Only very recently have we come to realize that a person high up on the professional ladder needn’t necessarily be morally righteous or superior.
But that line of thinking reigned supreme once upon a time.
A history of violence
Whether it’s fighting for environmental rights, women's rights, LGBTQ rights, Dalit rights, the rights of minorities and undocumented immigrants, to protesting for farmer rights, or the rights of Muslim girls to wear the hijab to school, each and every issue is a volcanic mountain waiting to erupt in India, burning everything in its path when it does.
As you can see, many of these were grey areas just waiting to be exploited by governments and political parties in the name of maintaining national sovereignty of the country, and appropriately implementing protectionist measures.
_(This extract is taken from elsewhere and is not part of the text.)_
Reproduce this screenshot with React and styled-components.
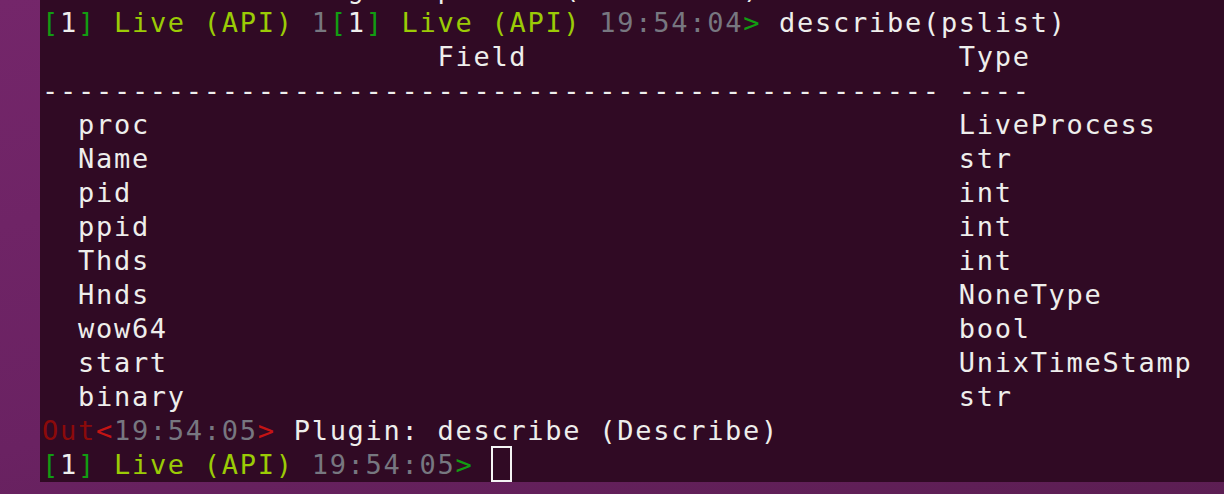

They act as if our world is not one global unity, but separate entities independent of each other, with every country competing against the other in some sort of imaginary race.
So, it’s with keeping these variables in mind, that the political climate, the weather, the work culture, government policy, and a dozen other such factors, feature in my list of what a liveable city should look like.
Now let’s talk about industry. It would seem that after a certain point, all large industrial corporations and retail giants alike just become parasitical, self-serving, and opportunistic in nature. It began with “providing jobs to the locals to uplift them and contributing to the development of the city”. Now it's turned into—Accept baseline salaries and work 10 hours a day for 6 days a week without complaining, or go home. There were no contract workers, and hence, not many avenues for exploitation, and everyone was made part of the company on direct payroll. Nowadays, contract workers constitute a major share of the workforce in many IT, non-IT companies, and Govt offices alike.
Another grey area.
Consultancies have sprung up all over the city. It would appear that this is a textbook method of exploiting desperate jobseekers across industries.
The number of grey areas that could, and are being exploited by corporations and the state machinery, are too large to ignore and continue living passively. The insidious ways in which the fascists are quietly creeping into our private lives is truly frightening. In fact, another grey area that’s being exploited all the time is our right to vote.
Think you have voting rights? Think again. The average citizen barely has enough time in the day to get to and from work, run the house, take care of the kids, and still be left with a bit of leisure time at the end of the day.
How on earth can we expect them to drop an entire day's schedule to go and vote? And that’s the grey area right there! Politicians are well aware of this fact, and use this tactically to their advantage, just like how they manipulate everything else.
This excerpt from an article on democracy brings out the grey area being exploited in the name of voting rights:
“Our politicians might look or sound stupid, but they’re not. They know they can make it effectively impossible for a vast majority of the country to vote. They can make it so difficult and time-consuming that most people just won’t do it.”
What does the future hold?
Which grey area are they going to exploit next? Which activity are they now going to criminalize? Which petty issue are they going to bring up to divide us and blow out of proportion, before it all erupts and spills on to the streets again?
It’s all a game. No one really knows.